[DATASET CONTENT start]
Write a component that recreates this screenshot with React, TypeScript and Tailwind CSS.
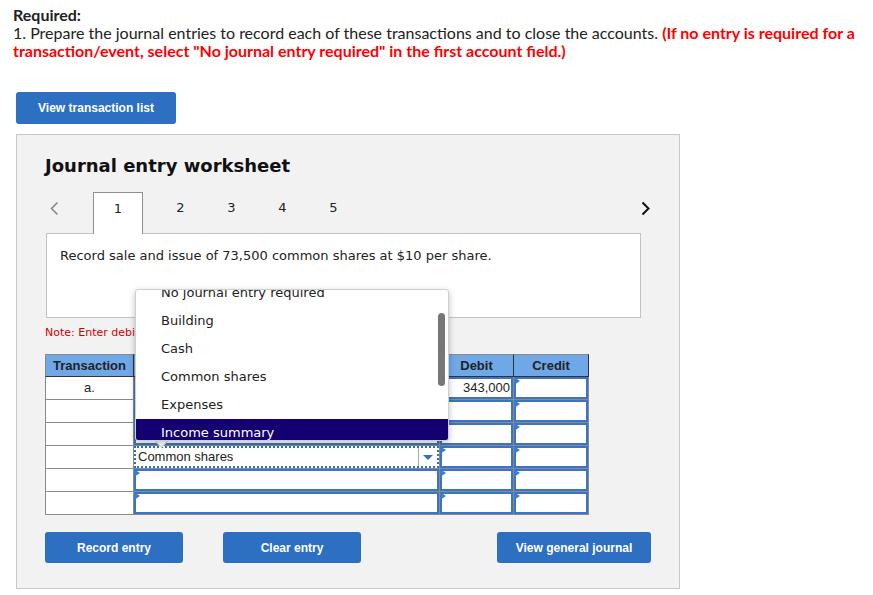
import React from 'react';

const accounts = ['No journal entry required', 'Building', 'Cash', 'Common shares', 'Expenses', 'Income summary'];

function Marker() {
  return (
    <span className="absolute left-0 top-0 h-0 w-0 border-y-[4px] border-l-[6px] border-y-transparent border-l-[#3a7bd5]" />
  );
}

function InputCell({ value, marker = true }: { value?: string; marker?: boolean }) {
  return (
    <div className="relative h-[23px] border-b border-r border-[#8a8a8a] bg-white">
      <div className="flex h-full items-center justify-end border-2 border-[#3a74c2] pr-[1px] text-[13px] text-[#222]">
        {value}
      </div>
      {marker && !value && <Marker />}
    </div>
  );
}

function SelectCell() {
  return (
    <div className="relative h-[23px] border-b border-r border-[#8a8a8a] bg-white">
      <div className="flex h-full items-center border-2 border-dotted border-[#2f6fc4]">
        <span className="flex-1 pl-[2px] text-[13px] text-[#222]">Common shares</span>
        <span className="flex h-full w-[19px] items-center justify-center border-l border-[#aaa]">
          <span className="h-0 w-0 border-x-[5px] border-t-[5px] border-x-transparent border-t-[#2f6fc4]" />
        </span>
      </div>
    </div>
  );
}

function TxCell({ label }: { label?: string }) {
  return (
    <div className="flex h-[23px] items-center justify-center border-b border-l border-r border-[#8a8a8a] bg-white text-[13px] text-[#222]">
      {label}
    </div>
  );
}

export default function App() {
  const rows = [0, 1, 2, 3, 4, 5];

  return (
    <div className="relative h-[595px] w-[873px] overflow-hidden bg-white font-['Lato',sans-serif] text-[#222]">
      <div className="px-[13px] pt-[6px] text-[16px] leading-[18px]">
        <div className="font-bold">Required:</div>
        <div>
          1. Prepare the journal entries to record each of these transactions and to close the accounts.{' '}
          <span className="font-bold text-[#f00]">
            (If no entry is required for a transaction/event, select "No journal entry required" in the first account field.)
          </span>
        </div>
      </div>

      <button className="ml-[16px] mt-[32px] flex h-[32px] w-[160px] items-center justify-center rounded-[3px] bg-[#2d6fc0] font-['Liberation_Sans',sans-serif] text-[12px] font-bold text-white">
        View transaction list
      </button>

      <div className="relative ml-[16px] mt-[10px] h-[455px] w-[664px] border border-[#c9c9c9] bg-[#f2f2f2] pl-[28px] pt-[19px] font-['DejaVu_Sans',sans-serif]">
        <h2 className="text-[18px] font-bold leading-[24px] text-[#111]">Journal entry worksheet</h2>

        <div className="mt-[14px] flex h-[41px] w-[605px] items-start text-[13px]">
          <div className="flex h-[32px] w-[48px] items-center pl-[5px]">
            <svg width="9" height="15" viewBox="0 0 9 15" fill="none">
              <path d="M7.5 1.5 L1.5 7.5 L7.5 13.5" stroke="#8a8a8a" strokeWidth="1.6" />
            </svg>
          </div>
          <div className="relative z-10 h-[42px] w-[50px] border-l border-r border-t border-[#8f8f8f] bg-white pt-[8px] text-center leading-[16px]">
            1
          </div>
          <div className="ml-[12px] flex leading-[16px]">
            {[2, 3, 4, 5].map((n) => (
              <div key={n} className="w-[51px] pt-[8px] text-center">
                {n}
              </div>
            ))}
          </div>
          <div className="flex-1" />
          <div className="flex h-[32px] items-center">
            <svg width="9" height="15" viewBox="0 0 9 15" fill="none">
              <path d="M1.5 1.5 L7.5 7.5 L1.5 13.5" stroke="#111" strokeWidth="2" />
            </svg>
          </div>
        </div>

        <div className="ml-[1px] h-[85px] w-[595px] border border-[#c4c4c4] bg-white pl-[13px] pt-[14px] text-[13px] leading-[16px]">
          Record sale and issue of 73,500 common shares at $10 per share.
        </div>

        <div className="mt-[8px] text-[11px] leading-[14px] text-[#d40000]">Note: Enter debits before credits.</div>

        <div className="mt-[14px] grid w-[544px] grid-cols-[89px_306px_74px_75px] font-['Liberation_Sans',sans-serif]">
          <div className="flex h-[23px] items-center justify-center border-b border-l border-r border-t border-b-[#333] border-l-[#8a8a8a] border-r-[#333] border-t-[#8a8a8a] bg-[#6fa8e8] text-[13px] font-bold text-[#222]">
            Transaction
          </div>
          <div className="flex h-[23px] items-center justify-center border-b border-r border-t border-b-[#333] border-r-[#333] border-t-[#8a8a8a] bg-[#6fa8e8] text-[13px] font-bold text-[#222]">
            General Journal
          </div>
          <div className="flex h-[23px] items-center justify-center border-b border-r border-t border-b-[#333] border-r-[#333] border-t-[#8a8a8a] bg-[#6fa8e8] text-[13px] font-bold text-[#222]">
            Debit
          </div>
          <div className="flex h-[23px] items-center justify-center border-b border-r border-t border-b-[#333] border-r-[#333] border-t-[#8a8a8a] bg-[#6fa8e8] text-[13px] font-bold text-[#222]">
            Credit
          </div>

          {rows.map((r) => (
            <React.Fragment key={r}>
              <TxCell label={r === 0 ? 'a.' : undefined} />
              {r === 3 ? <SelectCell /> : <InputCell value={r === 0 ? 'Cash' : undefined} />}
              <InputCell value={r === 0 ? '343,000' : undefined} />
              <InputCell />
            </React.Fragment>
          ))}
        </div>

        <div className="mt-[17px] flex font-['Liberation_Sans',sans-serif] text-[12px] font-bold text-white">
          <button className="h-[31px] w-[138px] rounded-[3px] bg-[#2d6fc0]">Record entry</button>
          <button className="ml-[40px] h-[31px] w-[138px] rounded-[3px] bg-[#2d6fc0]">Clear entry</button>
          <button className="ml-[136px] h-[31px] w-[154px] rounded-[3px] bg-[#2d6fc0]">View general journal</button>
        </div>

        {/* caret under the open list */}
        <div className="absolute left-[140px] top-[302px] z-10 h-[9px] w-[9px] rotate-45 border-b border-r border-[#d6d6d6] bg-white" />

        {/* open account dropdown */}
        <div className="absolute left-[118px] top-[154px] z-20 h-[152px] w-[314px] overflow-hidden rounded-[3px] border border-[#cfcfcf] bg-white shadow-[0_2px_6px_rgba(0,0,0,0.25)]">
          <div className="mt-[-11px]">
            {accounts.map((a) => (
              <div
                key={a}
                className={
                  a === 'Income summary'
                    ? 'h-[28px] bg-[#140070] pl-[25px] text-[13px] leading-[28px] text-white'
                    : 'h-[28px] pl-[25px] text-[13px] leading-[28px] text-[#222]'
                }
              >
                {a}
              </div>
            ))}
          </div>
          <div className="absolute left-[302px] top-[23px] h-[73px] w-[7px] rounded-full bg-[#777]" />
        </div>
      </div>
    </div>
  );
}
[DATASET CONTENT end]
# [WHAT IS ASKED]
Pictures excluded, repeat exactly the lines from the top of the material through the line with "const rows = [0, 1, 2, 3, 4, 5];", including both of those lines.

# [RESULT OF THIS TASK]
Write a component that recreates this screenshot with React, TypeScript and Tailwind CSS.
import React from 'react';

const accounts = ['No journal entry required', 'Building', 'Cash', 'Common shares', 'Expenses', 'Income summary'];

function Marker() {
  return (
    <span className="absolute left-0 top-0 h-0 w-0 border-y-[4px] border-l-[6px] border-y-transparent border-l-[#3a7bd5]" />
  );
}

function InputCell({ value, marker = true }: { value?: string; marker?: boolean }) {
  return (
    <div className="relative h-[23px] border-b border-r border-[#8a8a8a] bg-white">
      <div className="flex h-full items-center justify-end border-2 border-[#3a74c2] pr-[1px] text-[13px] text-[#222]">
        {value}
      </div>
      {marker && !value && <Marker />}
    </div>
  );
}

function SelectCell() {
  return (
    <div className="relative h-[23px] border-b border-r border-[#8a8a8a] bg-white">
      <div className="flex h-full items-center border-2 border-dotted border-[#2f6fc4]">
        <span className="flex-1 pl-[2px] text-[13px] text-[#222]">Common shares</span>
        <span className="flex h-full w-[19px] items-center justify-center border-l border-[#aaa]">
          <span className="h-0 w-0 border-x-[5px] border-t-[5px] border-x-transparent border-t-[#2f6fc4]" />
        </span>
      </div>
    </div>
  );
}

function TxCell({ label }: { label?: string }) {
  return (
    <div className="flex h-[23px] items-center justify-center border-b border-l border-r border-[#8a8a8a] bg-white text-[13px] text-[#222]">
      {label}
    </div>
  );
}

export default function App() {
  const rows = [0, 1, 2, 3, 4, 5];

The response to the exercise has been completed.